(Records with interface code)
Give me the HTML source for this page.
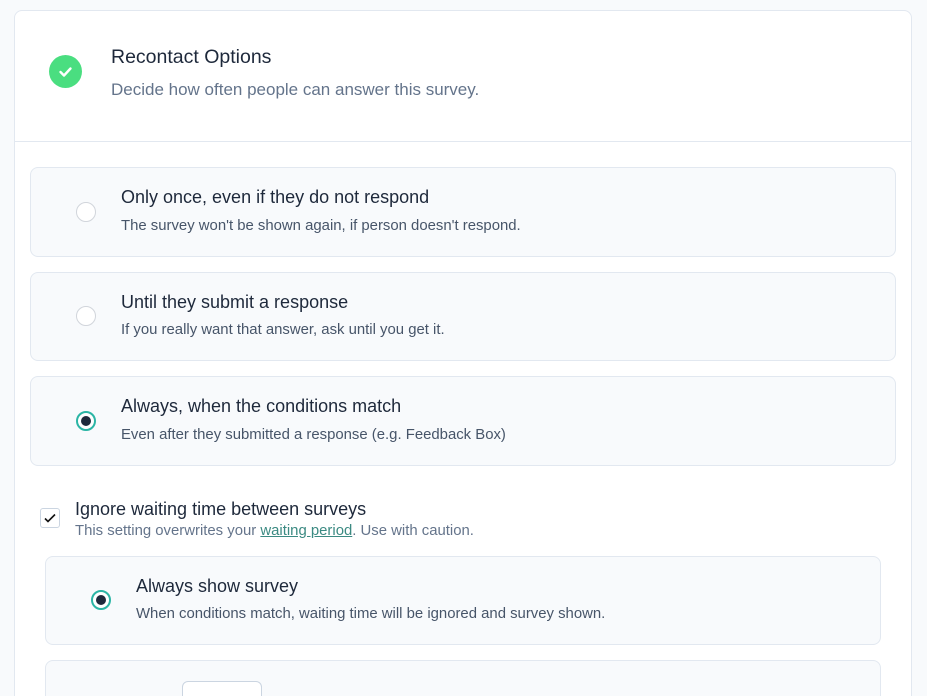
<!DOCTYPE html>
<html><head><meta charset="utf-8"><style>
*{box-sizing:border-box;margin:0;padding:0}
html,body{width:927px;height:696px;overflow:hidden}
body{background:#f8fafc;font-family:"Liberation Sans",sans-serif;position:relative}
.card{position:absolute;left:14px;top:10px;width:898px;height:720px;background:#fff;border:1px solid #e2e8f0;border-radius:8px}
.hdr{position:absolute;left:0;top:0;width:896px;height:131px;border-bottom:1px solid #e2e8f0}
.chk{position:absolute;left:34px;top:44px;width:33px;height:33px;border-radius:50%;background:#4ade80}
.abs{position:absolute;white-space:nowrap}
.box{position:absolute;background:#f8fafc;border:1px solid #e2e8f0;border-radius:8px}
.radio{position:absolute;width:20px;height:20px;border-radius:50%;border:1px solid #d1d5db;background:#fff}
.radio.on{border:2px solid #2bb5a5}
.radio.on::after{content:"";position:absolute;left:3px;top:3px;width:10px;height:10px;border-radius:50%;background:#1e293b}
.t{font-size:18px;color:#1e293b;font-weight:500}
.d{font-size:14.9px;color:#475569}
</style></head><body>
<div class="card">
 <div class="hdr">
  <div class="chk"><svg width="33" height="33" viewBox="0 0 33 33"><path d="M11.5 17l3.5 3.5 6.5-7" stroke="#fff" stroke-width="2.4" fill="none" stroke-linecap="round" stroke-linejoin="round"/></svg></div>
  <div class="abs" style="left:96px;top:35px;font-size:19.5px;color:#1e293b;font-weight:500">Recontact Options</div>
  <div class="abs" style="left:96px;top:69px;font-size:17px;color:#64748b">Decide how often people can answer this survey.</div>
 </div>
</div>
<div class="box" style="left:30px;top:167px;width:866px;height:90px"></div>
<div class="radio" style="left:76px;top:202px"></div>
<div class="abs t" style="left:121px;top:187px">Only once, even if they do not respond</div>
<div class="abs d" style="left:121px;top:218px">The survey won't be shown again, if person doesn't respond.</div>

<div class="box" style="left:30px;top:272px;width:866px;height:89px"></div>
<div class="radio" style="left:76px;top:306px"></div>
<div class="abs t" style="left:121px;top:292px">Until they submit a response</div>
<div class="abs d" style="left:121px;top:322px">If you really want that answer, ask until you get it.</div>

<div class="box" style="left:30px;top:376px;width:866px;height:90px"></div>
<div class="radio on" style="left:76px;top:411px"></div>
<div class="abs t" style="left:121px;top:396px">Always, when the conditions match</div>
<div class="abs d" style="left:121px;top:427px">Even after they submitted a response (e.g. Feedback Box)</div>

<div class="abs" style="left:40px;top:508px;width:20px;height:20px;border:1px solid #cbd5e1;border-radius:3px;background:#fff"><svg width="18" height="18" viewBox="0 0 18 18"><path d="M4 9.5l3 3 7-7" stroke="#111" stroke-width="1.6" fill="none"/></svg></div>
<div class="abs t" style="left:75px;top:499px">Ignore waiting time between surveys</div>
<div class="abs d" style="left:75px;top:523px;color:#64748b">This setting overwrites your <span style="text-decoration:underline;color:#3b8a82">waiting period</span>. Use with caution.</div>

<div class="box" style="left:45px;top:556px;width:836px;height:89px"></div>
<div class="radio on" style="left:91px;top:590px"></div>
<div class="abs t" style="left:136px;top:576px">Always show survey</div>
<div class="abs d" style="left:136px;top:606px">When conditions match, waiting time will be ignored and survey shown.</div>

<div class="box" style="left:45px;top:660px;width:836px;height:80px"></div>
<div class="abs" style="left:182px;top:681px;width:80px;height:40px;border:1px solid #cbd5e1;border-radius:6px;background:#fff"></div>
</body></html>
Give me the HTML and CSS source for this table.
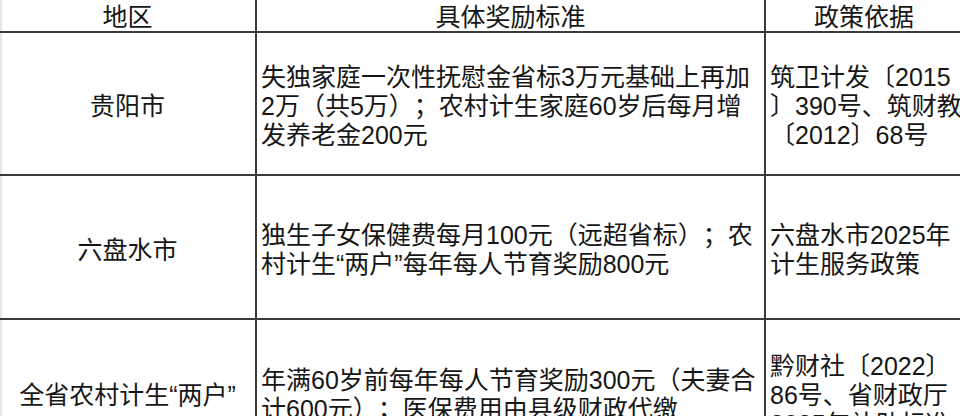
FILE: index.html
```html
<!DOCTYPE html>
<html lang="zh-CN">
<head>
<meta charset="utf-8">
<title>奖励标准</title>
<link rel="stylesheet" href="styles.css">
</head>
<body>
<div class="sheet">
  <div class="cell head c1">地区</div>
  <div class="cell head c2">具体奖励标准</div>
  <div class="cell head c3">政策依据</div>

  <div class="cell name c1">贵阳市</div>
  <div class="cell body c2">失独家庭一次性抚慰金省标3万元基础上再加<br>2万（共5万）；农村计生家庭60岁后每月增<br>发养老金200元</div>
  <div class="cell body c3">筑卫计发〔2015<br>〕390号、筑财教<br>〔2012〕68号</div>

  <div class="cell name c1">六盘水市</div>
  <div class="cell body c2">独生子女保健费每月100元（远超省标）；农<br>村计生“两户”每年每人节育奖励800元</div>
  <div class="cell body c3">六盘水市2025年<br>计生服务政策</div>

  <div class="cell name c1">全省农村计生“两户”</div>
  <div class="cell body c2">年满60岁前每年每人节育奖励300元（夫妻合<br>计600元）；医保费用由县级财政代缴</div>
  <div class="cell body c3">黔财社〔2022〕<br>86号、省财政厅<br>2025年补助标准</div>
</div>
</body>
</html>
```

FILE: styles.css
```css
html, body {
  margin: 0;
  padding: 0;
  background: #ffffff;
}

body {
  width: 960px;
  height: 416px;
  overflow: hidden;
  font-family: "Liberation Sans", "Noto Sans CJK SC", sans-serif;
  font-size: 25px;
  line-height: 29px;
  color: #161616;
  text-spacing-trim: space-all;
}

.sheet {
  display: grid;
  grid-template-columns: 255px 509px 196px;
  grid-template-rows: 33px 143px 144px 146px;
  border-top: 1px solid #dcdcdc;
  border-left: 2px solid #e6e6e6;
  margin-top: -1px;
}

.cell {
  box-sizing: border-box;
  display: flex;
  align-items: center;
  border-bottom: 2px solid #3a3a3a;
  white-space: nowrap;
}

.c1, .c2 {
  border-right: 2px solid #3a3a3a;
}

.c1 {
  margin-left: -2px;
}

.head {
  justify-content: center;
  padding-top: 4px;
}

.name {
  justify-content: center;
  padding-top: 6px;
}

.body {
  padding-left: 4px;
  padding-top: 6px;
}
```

**OBJECTIVE**
Check each line above for the string "source", then copy the ones that have it.

**COMPLETE RESPONSE**
Give me the HTML source for this page.
Give me the HTML and CSS source for this table.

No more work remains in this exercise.